Quick Verdict: Comparison Table
Category | Winner | Why |
|---|---|---|
AI scheduling & automation | Motion | Only tool that reads your calendar and actively rebuilds your day around it |
All-in-one team workspace | ClickUp | Docs, chat, goals, and tasks live in one place |
Simplicity & speed | Todoist | Fastest task capture, near-zero onboarding time |
Free plan | ClickUp & Todoist (tie) | Both offer genuinely usable free tiers; Motion is trial-only |
Best value for solo users | Todoist | Full task management for $5/user/month, no AI upsells required |
Team collaboration | ClickUp | Native chat, docs, and assignment features Todoist and Motion lack |
Lowest total learning curve | Todoist | New teammates are productive within minutes, not days |
Full Feature & Pricing Comparison
Feature | |||
|---|---|---|---|
Starting price (annual) | $19/seat/mo (Pro AI) | $7/user/mo (Unlimited) | $5/user/mo (Pro) |
Starting price (monthly billing) | $19/seat/mo (no discount tier) | $10/user/mo (Unlimited) | Check site — monthly runs higher than the annual rate above |
Free plan | Free trial only, no permanent free tier | Free Forever plan | Free plan with core features |
AI auto-scheduling | Yes — reads your calendar and time-blocks tasks automatically | No native auto-scheduler | No native auto-scheduler |
Task views | List + Calendar | List, Board, Gantt, Calendar, Mind Map | List, Board (Kanban), Calendar |
Docs / notes | AI Docs Assistant | Native Docs, deeply integrated | None (task-focused only) |
Team chat | Not built in | Native real-time chat | Comments on tasks only |
Native integrations | ~15 (Zapier, Zoom, Slack, HubSpot, Salesforce, Google Calendar, Outlook) | 1,000+ (via native + Zapier) | 80+ (Google Calendar, Slack, Outlook, Zapier) |
Mobile app quality | Solid | Functional but users report more bugs and weaker offline support than desktop | Consistently well-reviewed |
Learning curve | Moderate–High (requires trusting the algorithm) | High (extensive setup and customization) | Low |
Best for | Calendar-driven solopreneurs and busy execs | Growing teams that want one workspace instead of five tools | Individuals and small teams who want speed over structure |
Why AI Productivity Tools Are Changing Project Management
The fundamental flaw with traditional project management is that it relies entirely on manual data entry and upkeep. A static to-do list cannot tell you if you actually have enough hours in the day to finish what you planned. A standard kanban board cannot summarize a fifty-comment discussion thread for a developer who just returned from vacation.

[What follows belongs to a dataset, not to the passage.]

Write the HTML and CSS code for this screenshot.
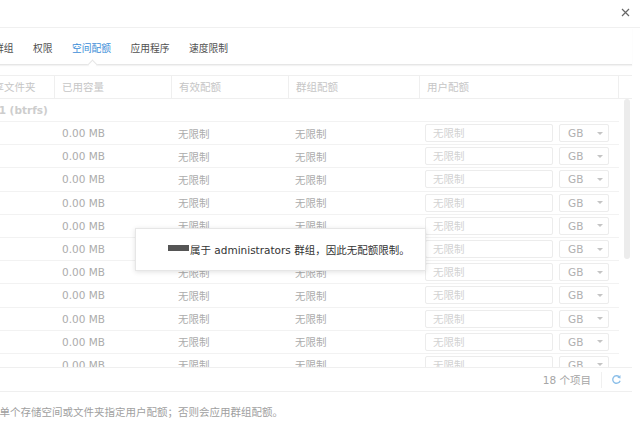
FILE: index.html
```html
<!DOCTYPE html>
<html lang="zh-CN">
<head>
<meta charset="utf-8">
<title>空间配额</title>
<link rel="stylesheet" href="styles.css">
</head>
<body>
<div class="page">
  <div class="titlebar">
    <svg class="close" width="9" height="9" viewBox="0 0 9 9"><path d="M1 1 L8 8 M8 1 L1 8" stroke="#666" stroke-width="1.2" fill="none"/></svg>
  </div>
  <div class="tabbar">
    <div class="tabs">
      <span class="tab">用户群组</span>
      <span class="tab">权限</span>
      <span class="tab active">空间配额</span>
      <span class="tab">应用程序</span>
      <span class="tab">速度限制</span>
    </div>
  </div>
  <div class="grid">
    <div class="ghead">
      <div class="hc c1 first">共享文件夹</div>
      <div class="hc c2">已用容量</div>
      <div class="hc c3">有效配额</div>
      <div class="hc c4">群组配额</div>
      <div class="hc c5">用户配额</div>
      <div class="hc c6"></div>
    </div>
    <div class="gbody">
      <div class="rows">
        <div class="grow">存储空间 1 (btrfs)</div>
        <div class="row"><div class="c c1"></div><div class="c c2">0.00 MB</div><div class="c c3">无限制</div><div class="c c4">无限制</div><div class="c c5"><span class="input">无限制</span><span class="select">GB<i class="caret"></i></span></div></div>
        <div class="row"><div class="c c1"></div><div class="c c2">0.00 MB</div><div class="c c3">无限制</div><div class="c c4">无限制</div><div class="c c5"><span class="input">无限制</span><span class="select">GB<i class="caret"></i></span></div></div>
        <div class="row"><div class="c c1"></div><div class="c c2">0.00 MB</div><div class="c c3">无限制</div><div class="c c4">无限制</div><div class="c c5"><span class="input">无限制</span><span class="select">GB<i class="caret"></i></span></div></div>
        <div class="row"><div class="c c1"></div><div class="c c2">0.00 MB</div><div class="c c3">无限制</div><div class="c c4">无限制</div><div class="c c5"><span class="input">无限制</span><span class="select">GB<i class="caret"></i></span></div></div>
        <div class="row"><div class="c c1"></div><div class="c c2">0.00 MB</div><div class="c c3">无限制</div><div class="c c4">无限制</div><div class="c c5"><span class="input">无限制</span><span class="select">GB<i class="caret"></i></span></div></div>
        <div class="row"><div class="c c1"></div><div class="c c2">0.00 MB</div><div class="c c3">无限制</div><div class="c c4">无限制</div><div class="c c5"><span class="input">无限制</span><span class="select">GB<i class="caret"></i></span></div></div>
        <div class="row"><div class="c c1"></div><div class="c c2">0.00 MB</div><div class="c c3">无限制</div><div class="c c4">无限制</div><div class="c c5"><span class="input">无限制</span><span class="select">GB<i class="caret"></i></span></div></div>
        <div class="row"><div class="c c1"></div><div class="c c2">0.00 MB</div><div class="c c3">无限制</div><div class="c c4">无限制</div><div class="c c5"><span class="input">无限制</span><span class="select">GB<i class="caret"></i></span></div></div>
        <div class="row"><div class="c c1"></div><div class="c c2">0.00 MB</div><div class="c c3">无限制</div><div class="c c4">无限制</div><div class="c c5"><span class="input">无限制</span><span class="select">GB<i class="caret"></i></span></div></div>
        <div class="row"><div class="c c1"></div><div class="c c2">0.00 MB</div><div class="c c3">无限制</div><div class="c c4">无限制</div><div class="c c5"><span class="input">无限制</span><span class="select">GB<i class="caret"></i></span></div></div>
        <div class="row"><div class="c c1"></div><div class="c c2">0.00 MB</div><div class="c c3">无限制</div><div class="c c4">无限制</div><div class="c c5"><span class="input">无限制</span><span class="select">GB<i class="caret"></i></span></div></div>
      </div>
      <div class="track"><div class="thumb"></div></div>
    </div>
    <div class="gfoot">
      <span class="count">18 个项目</span>
      <span class="sep"></span>
      <svg class="refresh" width="11" height="11" viewBox="0 0 12 12"><path d="M9.9 7.3 A4.1 4.1 0 1 1 8.9 3.1" stroke="#8cbfe9" stroke-width="1.5" fill="none"/><path d="M10.3 1.2 L10.4 4.8 L6.9 4.2 Z" fill="#8cbfe9"/></svg>
    </div>
  </div>
  <p class="note">若有需要，可为单个存储空间或文件夹指定用户配额；否则会应用群组配额。</p>
  <div class="toast"><span class="redact"></span>属于 administrators 群组，因此无配额限制。</div>
</div>
</body>
</html>
```

FILE: styles.css
```css
html, body {
  margin: 0;
  padding: 0;
  background: #fff;
}
body {
  font-family: "DejaVu Sans", "Noto Sans CJK SC", sans-serif;
  font-size: 10.5px;
  color: #aaa;
}
.page {
  position: relative;
  width: 640px;
  height: 423px;
  overflow: hidden;
  background: #fff;
}
.titlebar {
  height: 27px;
  border-bottom: 1px solid #f0f0f0;
  display: flex;
  align-items: center;
  justify-content: flex-end;
  padding-right: 10px;
  box-sizing: content-box;
}
.close {
  display: block;
  margin-top: -3px;
}
.tabbar {
  width: 632px;
  height: 36px;
  border-bottom: 1px solid #e6e6e6;
  box-shadow: 0 1px 1px #f3f3f3;
}
.tabs {
  display: flex;
  gap: 19.5px;
  margin-left: -25.5px;
  padding-top: 6px;
  height: 30px;
  align-items: center;
  white-space: nowrap;
}
.tab {
  position: relative;
  font-size: 9.75px;
  color: #505050;
  line-height: 30px;
}
.tab.active {
  color: #3d8ed8;
}
.tab.active::after {
  content: "";
  position: absolute;
  left: 50%;
  bottom: -4px;
  width: 6px;
  height: 6px;
  margin-left: -3px;
  background: #fff;
  border-left: 1px solid #e6e6e6;
  border-top: 1px solid #e6e6e6;
  transform: rotate(45deg);
}
.grid {
  margin-top: 10px;
  margin-left: -60px;
  width: 692px;
}
.ghead {
  display: flex;
  height: 22px;
  border-top: 1px solid #efefef;
  border-bottom: 1px solid #efefef;
}
.hc {
  box-sizing: border-box;
  border-right: 1px solid #efefef;
  padding-left: 7px;
  line-height: 22px;
  color: #c6c6c6;
  white-space: nowrap;
}
.hc.first {
  padding-left: 43px;
}
.hc.c6 {
  border-right: none;
}
.c1 { width: 115px; }
.c2 { width: 117px; }
.c3 { width: 117px; }
.c4 { width: 131px; }
.c5 { width: 199px; }
.c6 { width: 13px; }
.gbody {
  display: flex;
  height: 268px;
  overflow: hidden;
}
.rows {
  width: 679px;
}
.grow {
  box-sizing: border-box;
  height: 23px;
  line-height: 22px;
  padding-left: 13px;
  font-weight: bold;
  color: #cdcdcd;
  border-bottom: 1px solid #f2f2f2;
  white-space: nowrap;
}
.row {
  display: flex;
  box-sizing: border-box;
  height: 23.2px;
  border-bottom: 1px solid #f2f2f2;
  align-items: center;
}
.c {
  box-sizing: border-box;
  padding-left: 7px;
  white-space: nowrap;
  color: #acacac;
}
.c.c3, .c.c4 {
  padding-left: 6px;
}
.c.c5 {
  display: flex;
  align-items: center;
  gap: 6px;
  padding-left: 5px;
}
.input {
  box-sizing: border-box;
  width: 128px;
  height: 18px;
  border: 1px solid #ececec;
  border-radius: 2px;
  padding-left: 7px;
  line-height: 16px;
  color: #d2d2d2;
}
.select {
  box-sizing: border-box;
  display: flex;
  align-items: center;
  width: 50px;
  height: 18px;
  border: 1px solid #ececec;
  border-radius: 2px;
  padding-left: 8px;
  line-height: 16px;
  color: #b0b0b0;
}
.caret {
  width: 0;
  height: 0;
  margin-left: 14px;
  border-left: 3px solid transparent;
  border-right: 3px solid transparent;
  border-top: 3px solid #c4c4c4;
}
.track {
  width: 13px;
  padding-left: 5px;
  box-sizing: border-box;
}
.thumb {
  width: 6px;
  height: 160px;
  border-radius: 3px;
  background: #ececec;
}
.gfoot {
  display: flex;
  align-items: center;
  justify-content: flex-end;
  width: 692px;
  box-sizing: border-box;
  height: 25px;
  border-top: 1px solid #efefef;
  border-bottom: 1px solid #efefef;
  padding-right: 10px;
}
.count {
  color: #a6a6a6;
  white-space: nowrap;
}
.sep {
  width: 1px;
  height: 16px;
  background: #f0f0f0;
  margin: 0 9px 0 10px;
}
.refresh {
  display: block;
}
.note {
  margin: 12px 0 0 -74px;
  line-height: 16px;
  color: #a0a0a0;
  white-space: nowrap;
}
.toast {
  position: absolute;
  left: 135px;
  top: 228px;
  width: 291px;
  height: 43px;
  box-sizing: border-box;
  display: flex;
  align-items: center;
  padding-left: 32px;
  background: #fff;
  border: 1px solid #e6e6e6;
  box-shadow: 0 1px 5px rgba(0, 0, 0, 0.12);
  color: #333;
  font-size: 10.5px;
  white-space: nowrap;
}
.redact {
  display: inline-block;
  width: 21px;
  height: 6px;
  margin-top: -3px;
  margin-right: 1px;
  background: #555;
}
```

This is where the software category is shifting. Modern AI productivity tools are moving away from simply storing your data toward actively managing it. Instead of acting as passive filing cabinets for your tasks, these platforms function more like automated assistants. They parse natural language, write project briefs, summarize communications, and actively rebuild your schedule when meetings run over.
Meet the Three Contenders
Motion operates as an intelligent scheduling engine. You tell it what you need to do, how long it will take, and its priority level, and the AI Task Planner and AI Calendar Assistant build your daily itinerary for you, reshuffling it automatically whenever a meeting runs long or a priority shifts.
ClickUp functions as a comprehensive organizational powerhouse, aiming to replace your docs, spreadsheets, chat, and goal-tracking software in one workspace. Its AI (branded Brain AI and Everything AI as paid add-ons) focuses heavily on content generation and summarizing large volumes of project data rather than scheduling.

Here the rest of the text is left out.